### Work required
Extract, exactly as written, each line from the start of the records below to the line containing "const stats = ['Category', 'Rate', 'Created', 'Days'];", both ends included; drop the pictures.

### Task input
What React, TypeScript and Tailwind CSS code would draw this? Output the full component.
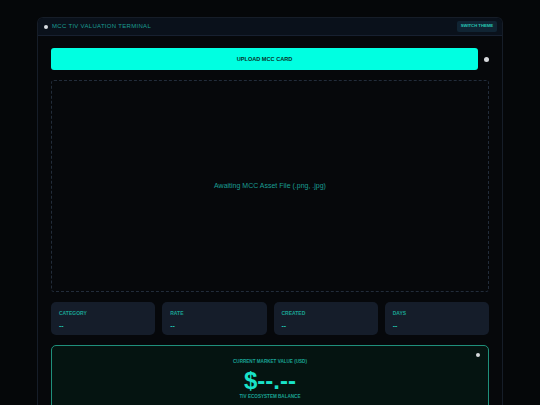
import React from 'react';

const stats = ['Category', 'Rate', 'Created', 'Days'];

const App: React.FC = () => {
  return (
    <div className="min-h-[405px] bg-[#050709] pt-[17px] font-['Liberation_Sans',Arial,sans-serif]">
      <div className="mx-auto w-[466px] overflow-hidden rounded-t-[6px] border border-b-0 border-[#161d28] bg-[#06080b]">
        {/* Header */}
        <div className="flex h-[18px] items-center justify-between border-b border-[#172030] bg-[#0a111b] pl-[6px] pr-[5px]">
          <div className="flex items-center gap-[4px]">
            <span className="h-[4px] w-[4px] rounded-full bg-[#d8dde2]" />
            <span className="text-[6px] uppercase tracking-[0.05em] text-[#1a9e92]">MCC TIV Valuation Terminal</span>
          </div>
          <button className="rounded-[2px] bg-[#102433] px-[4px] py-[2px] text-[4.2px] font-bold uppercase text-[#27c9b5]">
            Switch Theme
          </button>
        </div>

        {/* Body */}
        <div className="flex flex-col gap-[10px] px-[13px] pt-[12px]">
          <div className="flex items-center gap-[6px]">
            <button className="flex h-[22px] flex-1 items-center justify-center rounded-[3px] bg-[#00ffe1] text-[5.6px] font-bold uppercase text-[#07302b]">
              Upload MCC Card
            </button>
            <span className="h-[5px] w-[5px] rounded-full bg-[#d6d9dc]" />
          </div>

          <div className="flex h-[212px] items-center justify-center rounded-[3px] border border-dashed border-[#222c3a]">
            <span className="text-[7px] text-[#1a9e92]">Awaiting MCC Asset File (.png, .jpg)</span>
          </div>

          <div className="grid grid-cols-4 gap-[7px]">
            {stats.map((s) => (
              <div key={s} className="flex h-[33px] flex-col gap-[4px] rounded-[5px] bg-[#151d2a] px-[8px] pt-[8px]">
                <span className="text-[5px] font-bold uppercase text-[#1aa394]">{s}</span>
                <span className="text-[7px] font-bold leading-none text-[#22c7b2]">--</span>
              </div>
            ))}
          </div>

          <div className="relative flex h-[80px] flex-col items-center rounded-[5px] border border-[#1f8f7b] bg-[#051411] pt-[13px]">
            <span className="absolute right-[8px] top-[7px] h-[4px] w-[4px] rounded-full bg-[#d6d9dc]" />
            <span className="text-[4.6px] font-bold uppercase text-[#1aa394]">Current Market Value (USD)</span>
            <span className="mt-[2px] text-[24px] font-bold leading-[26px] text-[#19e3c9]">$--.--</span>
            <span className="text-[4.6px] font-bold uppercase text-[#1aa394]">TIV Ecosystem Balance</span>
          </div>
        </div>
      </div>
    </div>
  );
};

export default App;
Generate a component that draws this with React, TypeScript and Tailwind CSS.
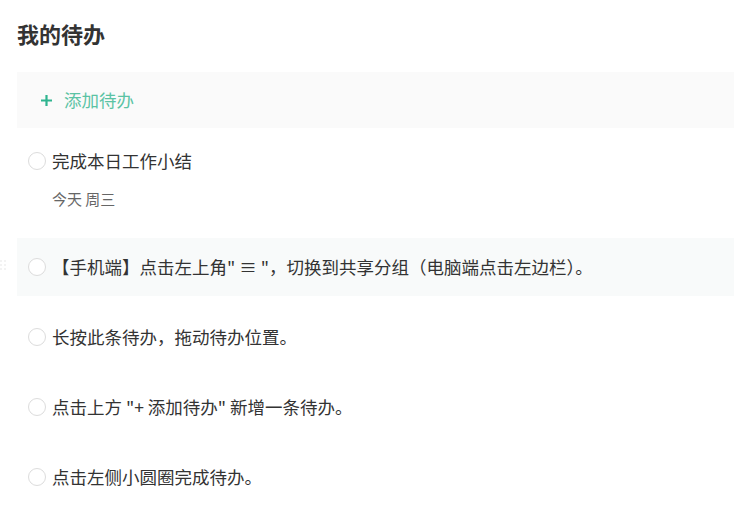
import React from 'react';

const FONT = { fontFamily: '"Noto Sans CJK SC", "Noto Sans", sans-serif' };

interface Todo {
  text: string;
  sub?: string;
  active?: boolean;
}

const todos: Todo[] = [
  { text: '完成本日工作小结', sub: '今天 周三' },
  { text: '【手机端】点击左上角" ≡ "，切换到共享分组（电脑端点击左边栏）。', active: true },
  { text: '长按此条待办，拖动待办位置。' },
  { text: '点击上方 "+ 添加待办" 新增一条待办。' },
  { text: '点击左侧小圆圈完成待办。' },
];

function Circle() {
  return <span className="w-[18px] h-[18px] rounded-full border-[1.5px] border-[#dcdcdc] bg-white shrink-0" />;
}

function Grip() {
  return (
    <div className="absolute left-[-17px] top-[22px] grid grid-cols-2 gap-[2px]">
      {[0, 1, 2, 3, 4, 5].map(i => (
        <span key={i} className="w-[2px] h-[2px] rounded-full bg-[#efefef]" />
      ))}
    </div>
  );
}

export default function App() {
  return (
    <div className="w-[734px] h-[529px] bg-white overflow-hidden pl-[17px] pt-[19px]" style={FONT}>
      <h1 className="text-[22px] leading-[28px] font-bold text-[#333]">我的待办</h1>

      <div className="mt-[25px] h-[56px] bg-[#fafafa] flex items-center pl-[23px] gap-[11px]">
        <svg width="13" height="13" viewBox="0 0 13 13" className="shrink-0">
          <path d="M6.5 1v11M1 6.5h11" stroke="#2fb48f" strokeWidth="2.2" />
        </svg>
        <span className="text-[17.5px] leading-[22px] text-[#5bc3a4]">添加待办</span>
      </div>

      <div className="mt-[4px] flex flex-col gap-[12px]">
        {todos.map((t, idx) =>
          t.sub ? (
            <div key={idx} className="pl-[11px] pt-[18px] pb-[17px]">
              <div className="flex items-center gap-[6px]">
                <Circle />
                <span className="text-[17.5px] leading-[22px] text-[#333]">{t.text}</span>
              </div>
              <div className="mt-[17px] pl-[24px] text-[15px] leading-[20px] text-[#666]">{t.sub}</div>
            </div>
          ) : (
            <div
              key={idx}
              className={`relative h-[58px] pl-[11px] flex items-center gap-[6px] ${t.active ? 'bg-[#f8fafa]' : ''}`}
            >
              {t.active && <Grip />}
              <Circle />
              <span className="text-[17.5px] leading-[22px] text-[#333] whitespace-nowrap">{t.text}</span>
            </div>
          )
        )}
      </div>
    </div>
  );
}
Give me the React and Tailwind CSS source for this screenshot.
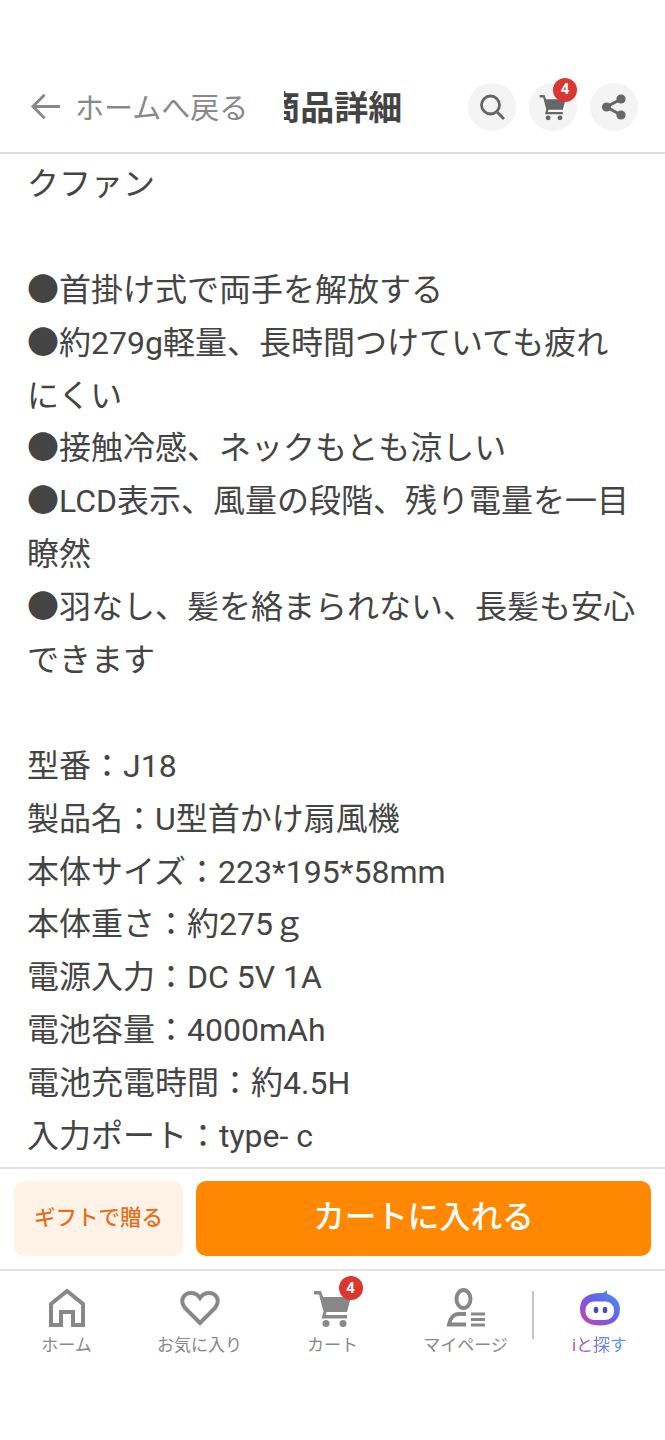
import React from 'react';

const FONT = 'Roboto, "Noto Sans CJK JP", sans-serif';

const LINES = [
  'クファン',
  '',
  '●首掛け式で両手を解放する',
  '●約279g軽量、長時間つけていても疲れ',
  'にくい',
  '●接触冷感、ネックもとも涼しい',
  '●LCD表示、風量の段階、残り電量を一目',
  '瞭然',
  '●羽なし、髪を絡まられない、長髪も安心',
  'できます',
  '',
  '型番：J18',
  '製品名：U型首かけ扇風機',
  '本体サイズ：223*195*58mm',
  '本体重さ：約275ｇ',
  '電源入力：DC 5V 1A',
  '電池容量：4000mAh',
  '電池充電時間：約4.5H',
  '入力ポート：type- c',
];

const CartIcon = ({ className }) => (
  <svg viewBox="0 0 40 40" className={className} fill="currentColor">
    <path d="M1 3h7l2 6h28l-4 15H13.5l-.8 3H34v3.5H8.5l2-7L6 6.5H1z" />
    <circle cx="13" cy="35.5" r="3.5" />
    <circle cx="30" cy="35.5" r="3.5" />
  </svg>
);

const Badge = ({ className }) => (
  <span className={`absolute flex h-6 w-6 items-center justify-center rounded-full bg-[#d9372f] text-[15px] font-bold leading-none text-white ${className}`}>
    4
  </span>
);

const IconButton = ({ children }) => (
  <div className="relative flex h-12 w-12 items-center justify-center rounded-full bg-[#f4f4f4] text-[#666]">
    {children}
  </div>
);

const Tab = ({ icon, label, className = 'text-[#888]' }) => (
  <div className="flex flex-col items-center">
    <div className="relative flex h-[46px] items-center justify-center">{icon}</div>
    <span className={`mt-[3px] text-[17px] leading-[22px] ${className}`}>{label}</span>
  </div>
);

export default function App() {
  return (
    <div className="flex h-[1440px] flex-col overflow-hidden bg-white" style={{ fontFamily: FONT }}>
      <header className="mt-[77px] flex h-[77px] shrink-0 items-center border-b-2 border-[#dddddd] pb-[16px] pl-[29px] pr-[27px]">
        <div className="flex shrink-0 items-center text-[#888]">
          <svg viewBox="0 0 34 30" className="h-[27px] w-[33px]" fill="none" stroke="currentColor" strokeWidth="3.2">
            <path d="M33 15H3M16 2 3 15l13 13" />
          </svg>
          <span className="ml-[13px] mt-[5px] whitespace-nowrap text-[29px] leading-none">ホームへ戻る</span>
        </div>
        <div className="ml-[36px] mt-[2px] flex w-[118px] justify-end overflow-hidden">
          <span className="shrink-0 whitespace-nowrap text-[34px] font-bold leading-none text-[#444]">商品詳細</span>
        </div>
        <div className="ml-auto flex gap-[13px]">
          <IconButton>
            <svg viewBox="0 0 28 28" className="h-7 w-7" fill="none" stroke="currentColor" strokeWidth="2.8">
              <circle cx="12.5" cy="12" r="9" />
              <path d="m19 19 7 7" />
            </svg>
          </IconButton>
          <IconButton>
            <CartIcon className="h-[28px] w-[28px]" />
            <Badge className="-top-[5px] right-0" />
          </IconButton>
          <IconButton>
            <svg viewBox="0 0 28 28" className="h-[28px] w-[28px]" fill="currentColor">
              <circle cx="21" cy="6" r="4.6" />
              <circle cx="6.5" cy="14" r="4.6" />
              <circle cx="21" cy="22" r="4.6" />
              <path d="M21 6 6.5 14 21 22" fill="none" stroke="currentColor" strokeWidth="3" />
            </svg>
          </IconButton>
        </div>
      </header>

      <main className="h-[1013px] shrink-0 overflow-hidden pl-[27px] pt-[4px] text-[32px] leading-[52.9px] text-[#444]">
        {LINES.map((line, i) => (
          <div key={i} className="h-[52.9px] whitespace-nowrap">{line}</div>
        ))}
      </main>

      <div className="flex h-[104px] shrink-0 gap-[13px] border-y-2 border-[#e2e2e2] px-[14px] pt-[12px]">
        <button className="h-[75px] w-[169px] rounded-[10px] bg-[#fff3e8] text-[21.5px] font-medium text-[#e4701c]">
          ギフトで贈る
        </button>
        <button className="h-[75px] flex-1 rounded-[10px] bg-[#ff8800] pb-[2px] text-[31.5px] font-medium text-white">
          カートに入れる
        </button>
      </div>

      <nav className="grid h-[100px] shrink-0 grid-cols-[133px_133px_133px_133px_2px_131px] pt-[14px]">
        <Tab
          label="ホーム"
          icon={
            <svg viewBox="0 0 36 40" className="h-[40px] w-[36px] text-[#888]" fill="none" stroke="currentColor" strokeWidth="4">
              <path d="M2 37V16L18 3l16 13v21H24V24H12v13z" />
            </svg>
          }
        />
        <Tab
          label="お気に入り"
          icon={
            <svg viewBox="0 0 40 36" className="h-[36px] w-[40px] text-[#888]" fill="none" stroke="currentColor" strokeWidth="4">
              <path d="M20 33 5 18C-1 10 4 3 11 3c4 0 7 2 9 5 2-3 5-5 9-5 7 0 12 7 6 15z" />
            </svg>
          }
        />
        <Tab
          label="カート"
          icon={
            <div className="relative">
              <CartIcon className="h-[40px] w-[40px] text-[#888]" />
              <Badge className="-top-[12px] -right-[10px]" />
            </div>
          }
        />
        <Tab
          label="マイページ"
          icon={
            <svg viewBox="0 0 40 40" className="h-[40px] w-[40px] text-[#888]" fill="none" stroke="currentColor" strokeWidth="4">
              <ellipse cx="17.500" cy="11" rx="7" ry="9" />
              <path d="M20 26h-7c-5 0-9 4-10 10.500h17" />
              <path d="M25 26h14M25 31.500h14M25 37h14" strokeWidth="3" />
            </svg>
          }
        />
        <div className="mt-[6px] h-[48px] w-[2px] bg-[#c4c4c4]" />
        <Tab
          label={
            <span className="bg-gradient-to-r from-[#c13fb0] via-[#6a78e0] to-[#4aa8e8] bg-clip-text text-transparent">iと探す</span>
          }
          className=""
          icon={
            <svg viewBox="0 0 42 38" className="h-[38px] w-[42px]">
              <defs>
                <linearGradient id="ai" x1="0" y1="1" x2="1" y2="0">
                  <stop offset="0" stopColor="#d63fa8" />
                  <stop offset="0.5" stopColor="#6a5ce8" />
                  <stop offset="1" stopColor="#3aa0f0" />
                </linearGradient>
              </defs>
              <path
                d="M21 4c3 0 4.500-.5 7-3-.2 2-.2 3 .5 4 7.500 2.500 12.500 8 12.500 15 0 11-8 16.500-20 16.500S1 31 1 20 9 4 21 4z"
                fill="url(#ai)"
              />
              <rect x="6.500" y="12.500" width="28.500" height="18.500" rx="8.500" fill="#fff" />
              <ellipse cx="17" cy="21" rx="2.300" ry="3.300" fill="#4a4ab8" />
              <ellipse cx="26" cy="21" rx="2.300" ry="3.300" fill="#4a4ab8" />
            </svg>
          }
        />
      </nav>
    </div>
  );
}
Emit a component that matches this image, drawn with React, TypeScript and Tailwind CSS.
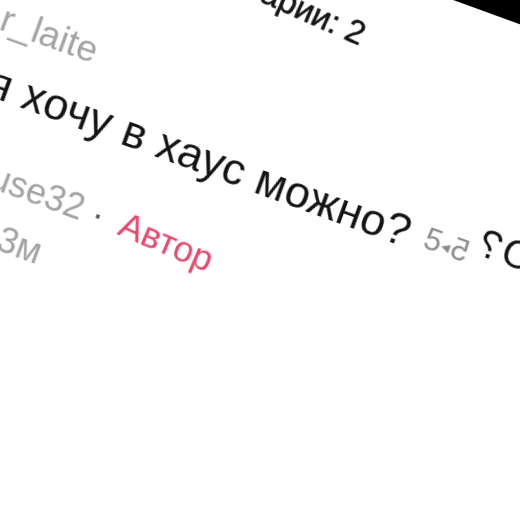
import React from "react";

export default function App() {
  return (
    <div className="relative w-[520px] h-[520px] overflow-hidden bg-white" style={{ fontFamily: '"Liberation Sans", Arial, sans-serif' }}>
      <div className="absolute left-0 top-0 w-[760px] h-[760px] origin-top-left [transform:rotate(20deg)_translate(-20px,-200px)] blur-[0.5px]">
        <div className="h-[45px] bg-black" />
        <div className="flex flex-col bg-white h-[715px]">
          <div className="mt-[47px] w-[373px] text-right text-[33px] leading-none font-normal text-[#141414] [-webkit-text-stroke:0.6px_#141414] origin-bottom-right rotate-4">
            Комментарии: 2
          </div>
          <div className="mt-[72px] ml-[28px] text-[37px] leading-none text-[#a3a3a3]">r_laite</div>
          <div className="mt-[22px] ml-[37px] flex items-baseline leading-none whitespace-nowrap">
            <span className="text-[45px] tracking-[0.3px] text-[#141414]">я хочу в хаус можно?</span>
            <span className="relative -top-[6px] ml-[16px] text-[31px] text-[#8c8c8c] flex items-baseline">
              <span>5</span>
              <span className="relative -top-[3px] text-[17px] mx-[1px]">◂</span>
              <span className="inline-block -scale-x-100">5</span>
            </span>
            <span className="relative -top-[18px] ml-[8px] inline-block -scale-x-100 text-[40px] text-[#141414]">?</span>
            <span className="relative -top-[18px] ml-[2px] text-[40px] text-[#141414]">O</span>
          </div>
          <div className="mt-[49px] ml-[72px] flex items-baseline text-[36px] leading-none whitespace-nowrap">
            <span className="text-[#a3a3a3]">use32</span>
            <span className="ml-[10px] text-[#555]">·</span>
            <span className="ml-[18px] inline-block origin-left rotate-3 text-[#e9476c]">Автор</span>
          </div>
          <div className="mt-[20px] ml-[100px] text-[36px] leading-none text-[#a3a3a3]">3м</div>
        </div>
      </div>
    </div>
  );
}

### Written solution
What React, TypeScript and Tailwind CSS code would draw this? Output the full component.
import React from 'react';

const stats = ['Category', 'Rate', 'Created', 'Days'];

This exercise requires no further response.